====== Provided information

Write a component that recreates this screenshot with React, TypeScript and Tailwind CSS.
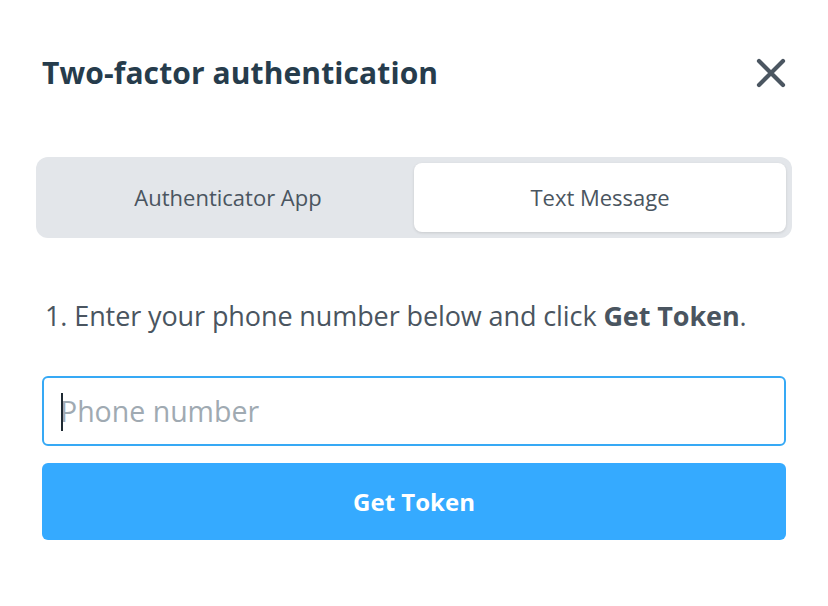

============
====== Provided information

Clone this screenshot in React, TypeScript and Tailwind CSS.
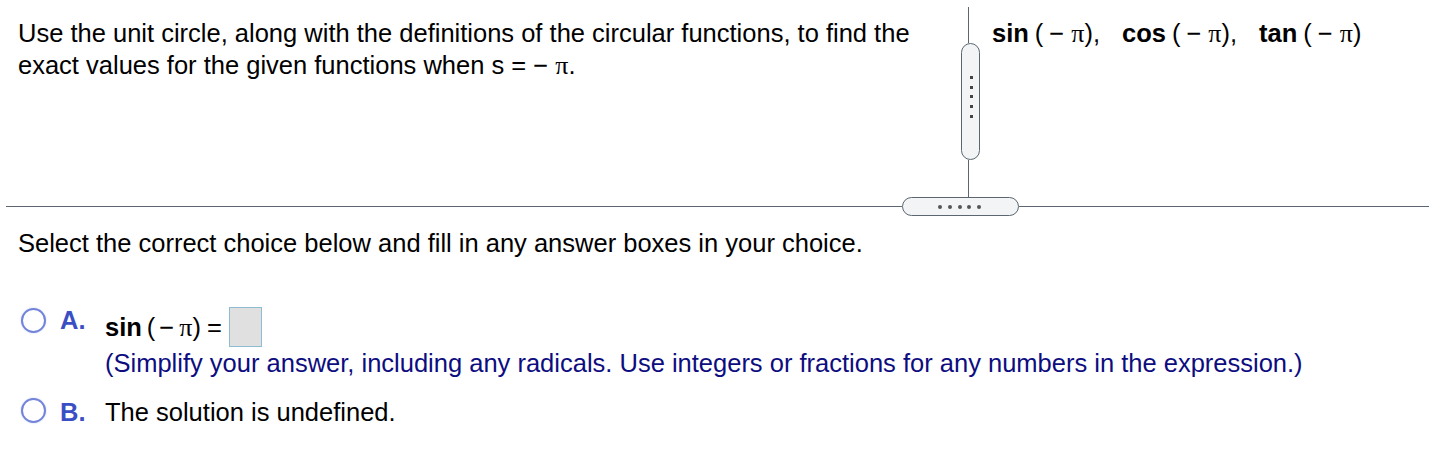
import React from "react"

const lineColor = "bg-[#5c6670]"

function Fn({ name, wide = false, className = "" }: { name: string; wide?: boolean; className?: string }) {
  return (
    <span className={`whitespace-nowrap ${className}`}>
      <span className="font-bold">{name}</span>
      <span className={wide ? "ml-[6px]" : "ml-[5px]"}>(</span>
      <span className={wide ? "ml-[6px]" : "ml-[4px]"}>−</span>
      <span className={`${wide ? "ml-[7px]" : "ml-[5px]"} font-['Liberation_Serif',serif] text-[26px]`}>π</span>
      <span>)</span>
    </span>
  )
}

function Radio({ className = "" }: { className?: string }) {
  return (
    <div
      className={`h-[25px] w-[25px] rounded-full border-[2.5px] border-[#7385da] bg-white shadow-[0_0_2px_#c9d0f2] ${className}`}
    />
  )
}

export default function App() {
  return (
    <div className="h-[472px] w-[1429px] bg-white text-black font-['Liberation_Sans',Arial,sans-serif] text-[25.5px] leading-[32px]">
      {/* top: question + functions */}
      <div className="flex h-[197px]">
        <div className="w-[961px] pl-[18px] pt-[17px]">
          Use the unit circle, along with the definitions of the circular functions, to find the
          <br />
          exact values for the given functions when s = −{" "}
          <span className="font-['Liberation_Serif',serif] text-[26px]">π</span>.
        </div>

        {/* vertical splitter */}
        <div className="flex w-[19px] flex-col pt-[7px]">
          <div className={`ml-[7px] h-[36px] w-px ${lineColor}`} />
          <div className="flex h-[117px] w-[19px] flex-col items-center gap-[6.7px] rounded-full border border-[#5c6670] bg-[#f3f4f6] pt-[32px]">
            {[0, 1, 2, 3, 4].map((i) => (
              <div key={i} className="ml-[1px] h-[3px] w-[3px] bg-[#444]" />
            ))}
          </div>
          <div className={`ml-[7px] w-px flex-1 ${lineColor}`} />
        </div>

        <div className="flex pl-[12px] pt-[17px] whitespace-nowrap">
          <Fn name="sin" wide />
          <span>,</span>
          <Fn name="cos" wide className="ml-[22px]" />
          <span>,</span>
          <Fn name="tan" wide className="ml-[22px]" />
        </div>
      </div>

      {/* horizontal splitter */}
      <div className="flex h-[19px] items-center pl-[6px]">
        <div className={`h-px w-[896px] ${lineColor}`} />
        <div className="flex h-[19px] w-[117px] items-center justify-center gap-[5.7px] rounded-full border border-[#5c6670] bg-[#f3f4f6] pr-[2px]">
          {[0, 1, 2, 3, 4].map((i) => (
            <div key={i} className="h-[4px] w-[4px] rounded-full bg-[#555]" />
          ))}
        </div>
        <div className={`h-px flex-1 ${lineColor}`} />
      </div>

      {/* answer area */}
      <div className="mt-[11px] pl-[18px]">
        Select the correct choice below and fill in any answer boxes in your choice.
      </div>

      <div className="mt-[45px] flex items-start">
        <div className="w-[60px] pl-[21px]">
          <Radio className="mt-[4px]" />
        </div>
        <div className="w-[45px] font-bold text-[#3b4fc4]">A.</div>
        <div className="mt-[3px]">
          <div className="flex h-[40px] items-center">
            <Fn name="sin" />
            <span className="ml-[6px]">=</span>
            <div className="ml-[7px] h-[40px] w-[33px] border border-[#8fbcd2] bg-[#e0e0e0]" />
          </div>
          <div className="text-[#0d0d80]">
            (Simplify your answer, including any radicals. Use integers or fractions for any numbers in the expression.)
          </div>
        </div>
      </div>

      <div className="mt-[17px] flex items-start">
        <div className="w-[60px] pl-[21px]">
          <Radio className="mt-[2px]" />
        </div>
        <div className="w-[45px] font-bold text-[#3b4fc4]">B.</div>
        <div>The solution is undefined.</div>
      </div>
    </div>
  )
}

============

• _Stated task_: From the entries above, copy every line containing the word "with".

• _Output_:
Write a component that recreates this screenshot with React, TypeScript and Tailwind CSS.
          Use the unit circle, along with the definitions of the circular functions, to find the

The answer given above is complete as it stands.